3. Eliminate the permanent buyers’ market for labor. Force businesses to compete more aggressively for workers by offering those workers a better deal. Full employment will exert strong pressure from below which will improve the distribution of income, build job security, ameliorate the miserable working conditions of low-skilled labor in contemporary America, and counteract the massive agency failures that have lead to management paying themselves ridiculous salaries and bonuses while looting their companies.

4. Achieve our potential. When a lot of our people are not working, we are failing to achieve all we can achieve as a society.

I think a lot of resistance to the idea of full employment is based on the vague sense that if someone is not working, there must be a good economic reason for that. But I think we are being held back here by ideology. We have too much of a habit of relying on private sector business to do things that the private sector just can’t deliver on its own. Then when the private sector fails to deliver all of the employment opportunities we need we blame the individuals who haven’t been employed. But it seems to me that the main problem is that we have failed to mobilize the public sector adequately to fulfill its purposes and achieve our social potential. There is so much of vital importance to be done. Failing to organize the work to do these thing in the hopes that eventually some entrepreneur will figure out a way to organize that work for private gain just strikes me as stupid and stubborn.

Charity is an inevitable and essential need in any society. But a society which maintains large under-castes of people who are long-term recipients of not charity, but a kind tolerant rejection and disposal – is undermining its social compact, and setting the stage for persistent problems of social dysfunction, discord and under-performance.

Senexx said...

I quickly clarified this on FB as soon as he posted, he is only for "this" now during this time period. So it is like a BIG/Keynesian prime pumping which probably wouldn't hurt in the US atm.

However it led me to this conclusion:

Do people not know what an automatic stabilizer is? And how it works?

Whilst the GFC led probably everyone to MMT and its principles, they still all apply post-GFC. What I keep reading is get rid of it once things are back on track and that's where everyone pre-GFC MMT disagrees (or at least they should).

Trixie said...

Well, answer the question?

Seriously though, the whole:

"Believe it or not, that clever note came to me from one of the most respected MMT people in America. I won’t embarrass him by giving you his name, but if you know MMT, you know of him."

I can only presume this was said or written in a private conversation. Which quite frankly, is where it should stay. Really bad form otherwise. And the only thing I've learned from this JG debate is to never, EVER privately talk to anyone associated with MMT that has access to the web. About anything.

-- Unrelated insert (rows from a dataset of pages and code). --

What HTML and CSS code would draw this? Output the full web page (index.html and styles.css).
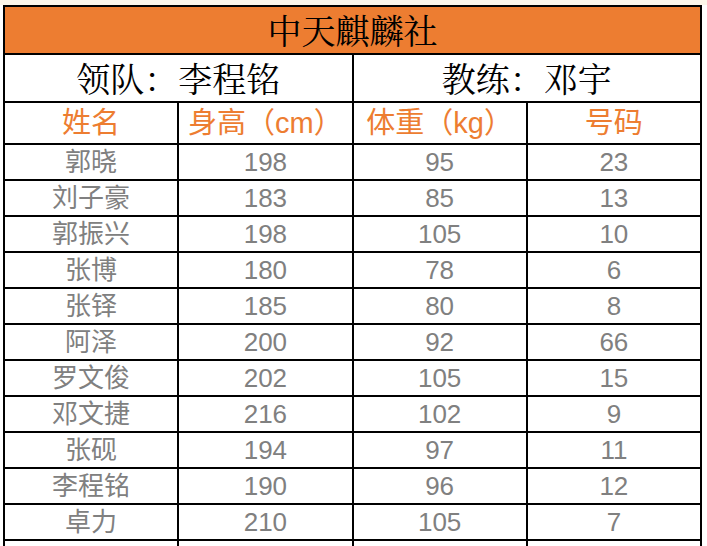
FILE: index.html
```html
<!DOCTYPE html>
<html lang="zh-CN">
<head>
<meta charset="utf-8">
<link rel="stylesheet" href="styles.css">
<title>中天麒麟社</title>
</head>
<body>
<div class="sheet">
<table class="roster">
  <tr class="title-row"><td colspan="4" class="title">中天麒麟社</td></tr>
  <tr class="staff-row">
    <td colspan="2" class="staff">领队：李程铭</td>
    <td colspan="2" class="staff">教练：邓宇</td>
  </tr>
  <tr class="head-row">
    <td class="head">姓名</td>
    <td class="head">身高（cm）</td>
    <td class="head">体重（kg）</td>
    <td class="head">号码</td>
  </tr>
  <tr class="data-row"><td>郭晓</td><td>198</td><td>95</td><td>23</td></tr>
  <tr class="data-row"><td>刘子豪</td><td>183</td><td>85</td><td>13</td></tr>
  <tr class="data-row"><td>郭振兴</td><td>198</td><td>105</td><td>10</td></tr>
  <tr class="data-row"><td>张博</td><td>180</td><td>78</td><td>6</td></tr>
  <tr class="data-row"><td>张铎</td><td>185</td><td>80</td><td>8</td></tr>
  <tr class="data-row"><td>阿泽</td><td>200</td><td>92</td><td>66</td></tr>
  <tr class="data-row"><td>罗文俊</td><td>202</td><td>105</td><td>15</td></tr>
  <tr class="data-row"><td>邓文捷</td><td>216</td><td>102</td><td>9</td></tr>
  <tr class="data-row"><td>张砚</td><td>194</td><td>97</td><td>11</td></tr>
  <tr class="data-row"><td>李程铭</td><td>190</td><td>96</td><td>12</td></tr>
  <tr class="data-row"><td>卓力</td><td>210</td><td>105</td><td>7</td></tr>
  <tr class="data-row"><td></td><td></td><td></td><td></td></tr>
</table>
</div>
</body>
</html>
```
FILE: styles.css
```css
html, body {
  margin: 0;
  padding: 0;
  background: #ffffff;
  overflow: hidden;
}
.sheet {
  padding: 5px 5px 0 3px;
  background: linear-gradient(#fcf6ea 0, #fcf6ea 5px, #ffffff 5px);
  height: 546px;
  box-sizing: border-box;
  overflow: hidden;
}
.roster {
  border-collapse: collapse;
  width: 699px;
  table-layout: fixed;
  background: #ffffff;
}
.roster td {
  border: 2px solid #000000;
  text-align: center;
  vertical-align: middle;
  padding: 0;
  line-height: 1;
  white-space: nowrap;
}
.title-row td {
  height: 46px;
}
.title {
  background: #ed7d31;
  color: #000000;
  font-family: "Noto Serif CJK SC", "Noto Sans CJK SC", serif;
  font-size: 34px;
}
.staff-row td {
  height: 46px;
}
.staff {
  font-family: "Noto Serif CJK SC", "Noto Sans CJK SC", serif;
  font-size: 34px;
  color: #000000;
}
.head-row td {
  height: 40px;
}
.head {
  font-family: "Liberation Sans", "Noto Sans CJK SC", sans-serif;
  font-size: 29px;
  color: #ed7d31;
}
.data-row td {
  height: 34px;
  font-family: "Liberation Sans", "Noto Sans CJK SC", sans-serif;
  font-size: 26px;
  color: #808080;
}
```
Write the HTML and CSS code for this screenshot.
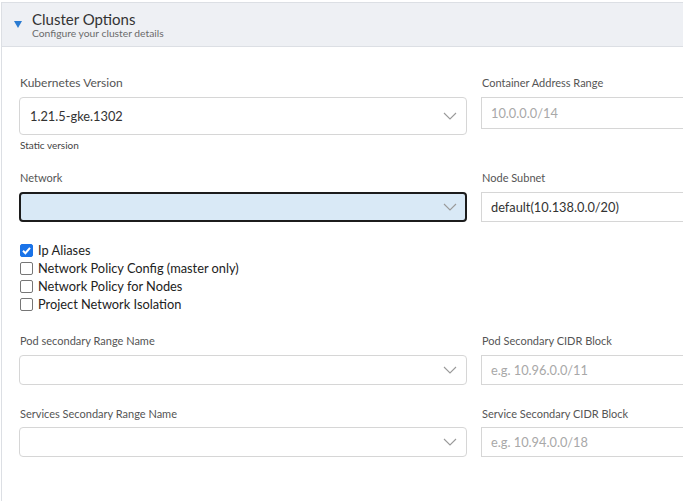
FILE: index.html
```html
<!DOCTYPE html>
<html>
<head>
<meta charset="utf-8">
<link rel="stylesheet" href="styles.css">
</head>
<body>
<div class="panel">
  <div class="panel-head">
    <span class="caret"></span>
    <div class="head-text">
      <div class="title">Cluster Options</div>
      <div class="subtitle">Configure your cluster details</div>
    </div>
  </div>
  <div class="panel-body">
    <div class="row row1">
      <div class="field">
        <div class="label big">Kubernetes Version</div>
        <div class="select tall"><span class="value">1.21.5-gke.1302</span><svg class="chev" width="14" height="8" viewBox="0 0 14 8"><path d="M1 1 L7 7 L13 1" fill="none" stroke="#9a9a9a" stroke-width="1.1"/></svg></div>
        <div class="help">Static version</div>
      </div>
      <div class="field">
        <div class="label">Container Address Range</div>
        <div class="input"><span class="placeholder">10.0.0.0/14</span></div>
      </div>
    </div>
    <div class="row row2">
      <div class="field">
        <div class="label">Network</div>
        <div class="select focused"><span class="value"></span><svg class="chev" width="14" height="8" viewBox="0 0 14 8"><path d="M1 1 L7 7 L13 1" fill="none" stroke="#9a9a9a" stroke-width="1.1"/></svg></div>
      </div>
      <div class="field">
        <div class="label">Node Subnet</div>
        <div class="input"><span class="value">default(10.138.0.0/20)</span></div>
      </div>
    </div>
    <div class="checks">
      <div class="check"><span class="box checked"><svg width="13" height="13" viewBox="0 0 13 13"><path d="M3 6.8 L5.4 9.2 L10 3.8" fill="none" stroke="#fff" stroke-width="2"/></svg></span>Ip Aliases</div>
      <div class="check"><span class="box"></span>Network Policy Config (master only)</div>
      <div class="check"><span class="box"></span>Network Policy for Nodes</div>
      <div class="check"><span class="box"></span>Project Network Isolation</div>
    </div>
    <div class="row row3">
      <div class="field">
        <div class="label">Pod secondary Range Name</div>
        <div class="select"><span class="value"></span><svg class="chev" width="14" height="8" viewBox="0 0 14 8"><path d="M1 1 L7 7 L13 1" fill="none" stroke="#9a9a9a" stroke-width="1.1"/></svg></div>
      </div>
      <div class="field">
        <div class="label">Pod Secondary CIDR Block</div>
        <div class="input"><span class="placeholder">e.g. 10.96.0.0/11</span></div>
      </div>
    </div>
    <div class="row row4">
      <div class="field">
        <div class="label">Services Secondary Range Name</div>
        <div class="select"><span class="value"></span><svg class="chev" width="14" height="8" viewBox="0 0 14 8"><path d="M1 1 L7 7 L13 1" fill="none" stroke="#9a9a9a" stroke-width="1.1"/></svg></div>
      </div>
      <div class="field">
        <div class="label">Service Secondary CIDR Block</div>
        <div class="input"><span class="placeholder">e.g. 10.94.0.0/18</span></div>
      </div>
    </div>
  </div>
</div>
</body>
</html>
```

FILE: styles.css
```css
html, body {
  margin: 0;
  padding: 0;
  background: #fff;
  overflow: hidden;
}
body {
  font-family: Lato, "Noto Sans", sans-serif;
  color: #333;
  width: 683px;
  height: 501px;
}
.panel {
  margin: 2px 0 0 1px;
  width: 1000px;
  height: 520px;
  border-left: 1px solid #dcdfe4;
  border-top: 1px solid #dcdfe4;
}
.panel-head {
  height: 43px;
  background: #eef0f4;
  border-bottom: 1px solid #dcdfe4;
  display: flex;
  align-items: flex-start;
}
.caret {
  width: 0;
  height: 0;
  border-left: 4.5px solid transparent;
  border-right: 4.5px solid transparent;
  border-top: 7px solid #2a7bd2;
  margin: 18px 0 0 12px;
}
.head-text {
  margin: 7px 0 0 10px;
}
.title {
  font-size: 15px;
  line-height: 18px;
  color: #333;
}
.subtitle {
  font-size: 10.3px;
  line-height: 12px;
  color: #6b6b6b;
  margin-top: -1px;
}
.panel-body {
  padding: 28px 0 0 17px;
}
.row {
  display: grid;
  grid-template-columns: 448px 448px;
  column-gap: 14px;
  align-items: start;
}
.label {
  font-size: 11px;
  line-height: 16px;
  color: #555;
  margin-bottom: 6px;
  padding-left: 1px;
}
.label.big {
  font-size: 12px;
}
.select {
  box-sizing: border-box;
  height: 30px;
  border: 1px solid #d6d6d6;
  border-radius: 4px;
  display: flex;
  align-items: center;
  justify-content: space-between;
  padding: 0 9px 0 10px;
  background: #fff;
}
.select.tall {
  height: 38px;
}
.select.focused {
  border: 2px solid #1c1c1c;
  background: #d9e9f6;
  padding: 0 8px 0 9px;
}
.value {
  font-size: 12.8px;
  color: #333;
}
.input {
  box-sizing: border-box;
  height: 30px;
  border: 1px solid #d6d6d6;
  display: flex;
  align-items: center;
  padding: 0 9px;
}
.row1 .input {
  height: 32px;
}
.placeholder {
  font-size: 12.8px;
  color: #a8a8a8;
}
.help {
  font-size: 10px;
  line-height: 14px;
  color: #444;
  margin-top: 3px;
  padding-left: 1px;
}
.row2 {
  margin-top: 18px;
}
.checks {
  margin-top: 19px;
  margin-left: 1px;
}
.check {
  display: flex;
  align-items: center;
  height: 18px;
  font-size: 12.8px;
  color: #222;
}
.box {
  box-sizing: border-box;
  width: 13px;
  height: 13px;
  border: 1px solid #767676;
  border-radius: 2px;
  margin-right: 5px;
  background: #fff;
  display: flex;
}
.box.checked {
  background: #1a73e8;
  border-color: #1a73e8;
}
.box.checked svg {
  margin: -1px;
}
.row3 {
  margin-top: 20px;
}
.row4 {
  margin-top: 21px;
}
.row4 .label {
  margin-bottom: 5px;
}
```
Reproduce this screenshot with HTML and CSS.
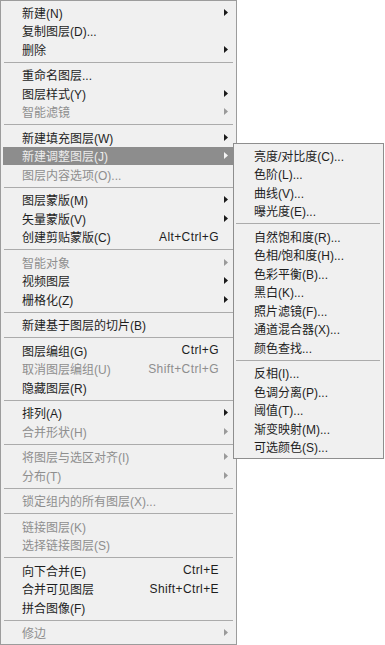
FILE: index.html
```html
<!DOCTYPE html>
<html>
  <head>
    <title>图层菜单</title>
    <link rel="stylesheet" href="styles.css">
  </head>
  <body>
    <div class="menu">
      <div class="item"><span class="label">新建(N)</span><span class="arrow"><svg width="4" height="7"><polygon points="0,0 4,3.5 0,7" /></svg></span></div>
      <div class="item"><span class="label">复制图层(D)...</span><span class="arrow"></span></div>
      <div class="item"><span class="label">删除</span><span class="arrow"><svg width="4" height="7"><polygon points="0,0 4,3.5 0,7" /></svg></span></div>
      <div class="sep"></div>
      <div class="item"><span class="label">重命名图层...</span><span class="arrow"></span></div>
      <div class="item"><span class="label">图层样式(Y)</span><span class="arrow"><svg width="4" height="7"><polygon points="0,0 4,3.5 0,7" /></svg></span></div>
      <div class="item off"><span class="label">智能滤镜</span><span class="arrow"><svg width="4" height="7"><polygon points="0,0 4,3.5 0,7" /></svg></span></div>
      <div class="sep"></div>
      <div class="item"><span class="label">新建填充图层(W)</span><span class="arrow"><svg width="4" height="7"><polygon points="0,0 4,3.5 0,7" /></svg></span></div>
      <div class="item active">
        <span class="label">新建调整图层(J)</span><span class="arrow"><svg width="4" height="7"><polygon points="0,0 4,3.5 0,7" /></svg></span>
        <!-- open submenu -->
        <div class="submenu">
          <div class="item"><span class="label">亮度/对比度(C)...</span></div>
          <div class="item"><span class="label">色阶(L)...</span></div>
          <div class="item"><span class="label">曲线(V)...</span></div>
          <div class="item"><span class="label">曝光度(E)...</span></div>
          <div class="sep"></div>
          <div class="item"><span class="label">自然饱和度(R)...</span></div>
          <div class="item"><span class="label">色相/饱和度(H)...</span></div>
          <div class="item"><span class="label">色彩平衡(B)...</span></div>
          <div class="item"><span class="label">黑白(K)...</span></div>
          <div class="item"><span class="label">照片滤镜(F)...</span></div>
          <div class="item"><span class="label">通道混合器(X)...</span></div>
          <div class="item"><span class="label">颜色查找...</span></div>
          <div class="sep"></div>
          <div class="item"><span class="label">反相(I)...</span></div>
          <div class="item"><span class="label">色调分离(P)...</span></div>
          <div class="item"><span class="label">阈值(T)...</span></div>
          <div class="item"><span class="label">渐变映射(M)...</span></div>
          <div class="item"><span class="label">可选颜色(S)...</span></div>
        </div>
      </div>
      <div class="item off"><span class="label">图层内容选项(O)...</span><span class="arrow"></span></div>
      <div class="sep"></div>
      <div class="item"><span class="label">图层蒙版(M)</span><span class="arrow"><svg width="4" height="7"><polygon points="0,0 4,3.5 0,7" /></svg></span></div>
      <div class="item"><span class="label">矢量蒙版(V)</span><span class="arrow"><svg width="4" height="7"><polygon points="0,0 4,3.5 0,7" /></svg></span></div>
      <div class="item"><span class="label">创建剪贴蒙版(C)</span><span class="key">Alt+Ctrl+G</span><span class="arrow"></span></div>
      <div class="sep"></div>
      <div class="item off"><span class="label">智能对象</span><span class="arrow"><svg width="4" height="7"><polygon points="0,0 4,3.5 0,7" /></svg></span></div>
      <div class="item"><span class="label">视频图层</span><span class="arrow"><svg width="4" height="7"><polygon points="0,0 4,3.5 0,7" /></svg></span></div>
      <div class="item"><span class="label">栅格化(Z)</span><span class="arrow"><svg width="4" height="7"><polygon points="0,0 4,3.5 0,7" /></svg></span></div>
      <div class="sep"></div>
      <div class="item"><span class="label">新建基于图层的切片(B)</span><span class="arrow"></span></div>
      <div class="sep"></div>
      <div class="item"><span class="label">图层编组(G)</span><span class="key">Ctrl+G</span><span class="arrow"></span></div>
      <div class="item off"><span class="label">取消图层编组(U)</span><span class="key">Shift+Ctrl+G</span><span class="arrow"></span></div>
      <div class="item"><span class="label">隐藏图层(R)</span><span class="arrow"></span></div>
      <div class="sep"></div>
      <div class="item"><span class="label">排列(A)</span><span class="arrow"><svg width="4" height="7"><polygon points="0,0 4,3.5 0,7" /></svg></span></div>
      <div class="item off"><span class="label">合并形状(H)</span><span class="arrow"><svg width="4" height="7"><polygon points="0,0 4,3.5 0,7" /></svg></span></div>
      <div class="sep"></div>
      <div class="item off"><span class="label">将图层与选区对齐(I)</span><span class="arrow"><svg width="4" height="7"><polygon points="0,0 4,3.5 0,7" /></svg></span></div>
      <div class="item off"><span class="label">分布(T)</span><span class="arrow"><svg width="4" height="7"><polygon points="0,0 4,3.5 0,7" /></svg></span></div>
      <div class="sep"></div>
      <div class="item off"><span class="label">锁定组内的所有图层(X)...</span><span class="arrow"></span></div>
      <div class="sep"></div>
      <div class="item off"><span class="label">链接图层(K)</span><span class="arrow"></span></div>
      <div class="item off"><span class="label">选择链接图层(S)</span><span class="arrow"></span></div>
      <div class="sep"></div>
      <div class="item"><span class="label">向下合并(E)</span><span class="key">Ctrl+E</span><span class="arrow"></span></div>
      <div class="item"><span class="label">合并可见图层</span><span class="key">Shift+Ctrl+E</span><span class="arrow"></span></div>
      <div class="item"><span class="label">拼合图像(F)</span><span class="arrow"></span></div>
      <div class="sep"></div>
      <div class="item off"><span class="label">修边</span><span class="arrow"><svg width="4" height="7"><polygon points="0,0 4,3.5 0,7" /></svg></span></div>
    </div>
  </body>
</html>
```

FILE: styles.css
```css
body {
  margin: 0;
  background-color: #ffffff;
  font-family: "Liberation Sans", "Noto Sans CJK SC", sans-serif;
  font-size: 12px;
  color: #1e1e1e;
}

.menu {
  width: 237px;
  box-sizing: border-box;
  background-color: #f0f0f0;
  border: 1px solid #9c9c9c;
  padding: 2px 0;
}

.item {
  position: relative;
  display: flex;
  align-items: center;
  height: 18.5px;
  margin: 0 3px 0 2px;
  padding-left: 19px;
}

.label {
  flex-grow: 1;
  white-space: nowrap;
}

.key {
  white-space: nowrap;
  letter-spacing: 0.4px;
}

.arrow {
  width: 9px;
  padding-left: 5px;
  display: flex;
  align-items: center;
}

.arrow svg {
  fill: #1a1a1a;
}

.off {
  color: #8e8e8e;
}

.off .arrow svg {
  fill: #9a9a9a;
}

.active {
  background-color: #8d8d8d;
  color: #ececec;
}

.active > .arrow svg {
  fill: #f4f4f4;
}

.sep {
  height: 1px;
  background-color: #ababab;
  margin: 3px 3px 3px 3px;
}

.submenu {
  position: absolute;
  top: -3.5px;
  left: 230px;
  width: 151px;
  box-sizing: border-box;
  background-color: #f0f0f0;
  border: 1px solid #8e8e8e;
  padding: 2px 0;
  color: #1e1e1e;
}

.submenu .item {
  padding-left: 18px;
}

.submenu .sep {
  margin: 3px 3px 3px 2px;
}
```
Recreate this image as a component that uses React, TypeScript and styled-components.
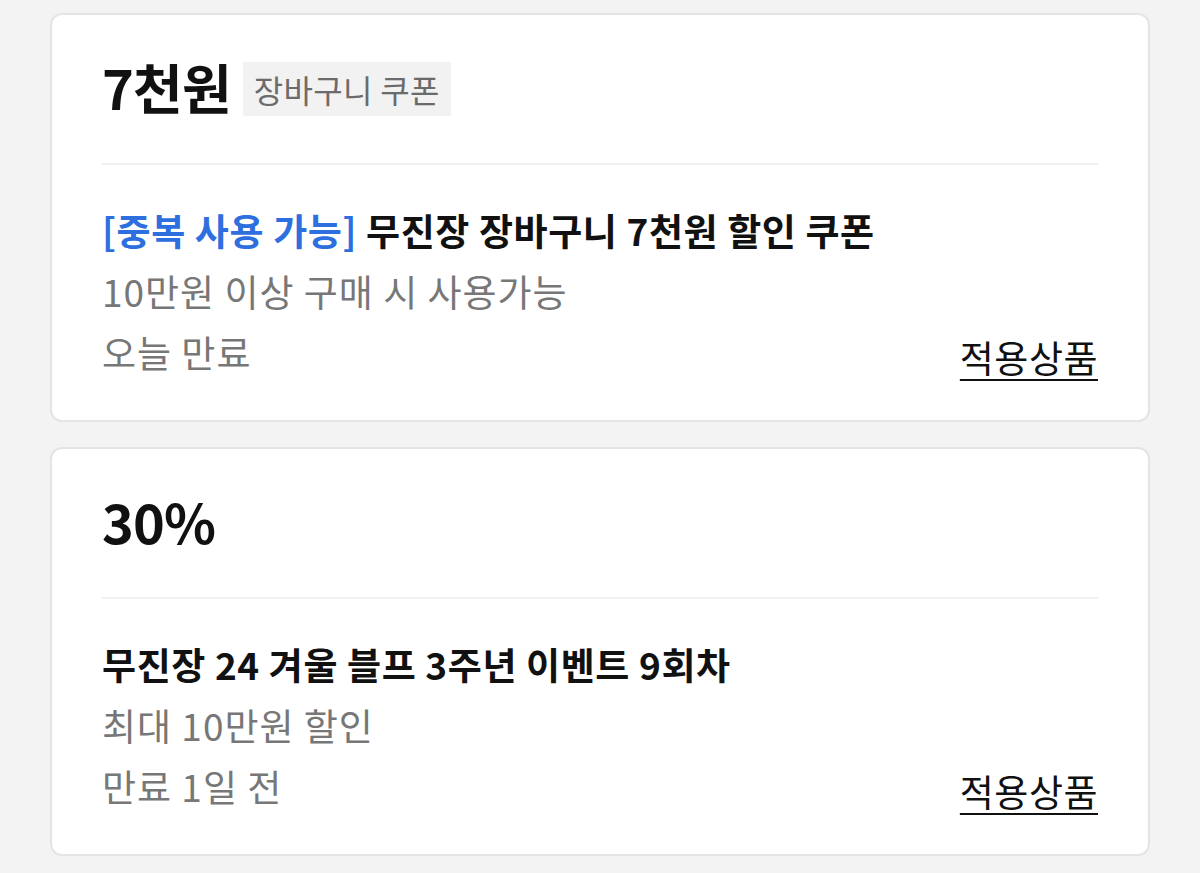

At least though, man-up and cite the source and context because for all I know this was written in response to:

"I'm not calling your mom a 'ho', I'm just asking how much she charges."

Ryan Harris said...

In addition to economics, the JG debate gave us a glimpse of the value and judgement systems people utilize to create the fabric that binds us together as a society beyond our basic family units. Fundamental differences from person to person lead to vastly different estimates of rights and obligations to and from one another. Without quantified costs and benefits of these social choices, I don't think the arguments can be settled because the arguments end up being normative versus positive.

Tom Hickey said...

TB, the problem with economics and society is that a lot of what counts most for people is qualitative rather than quantitative and therefore eludes quantitative cost-benefit analysis.

NeilW said...

The BiG, JiG, JG debate has got a way to go.

I find the objections to BiG from the MMT professors unconvincing, but then I suppose it depends what you mean by BiG.

There is a lot of talking past each other here and I think quite a few different permutations in people's minds.

I think we need to tie down some specific 'use cases' and talk about them.

Tom Hickey said...

As I said above, this is more than data. It affects real people and that involves quality more than quantity. Purely economic analysis the way it is presently done is insufficient for taking into account the complexity of quality-quantity mix and dealing with the social import of the issues. We need new thinking here that takes into account input from the humanities and social sciences.

Present economic approaches are basically max u based, and that approach is fundamentally flawed, as is evident from the result of its application. MMT has to break out of the pack here instead of trying to upgrade a broken system that is obsolescent if not obsolete.

It's not just designing an efficient system but an effective one, and effectiveness wrt to human beings and societies is heavily qualitative — human right, dignity, etc, instead of just quantitative approaches to "utility."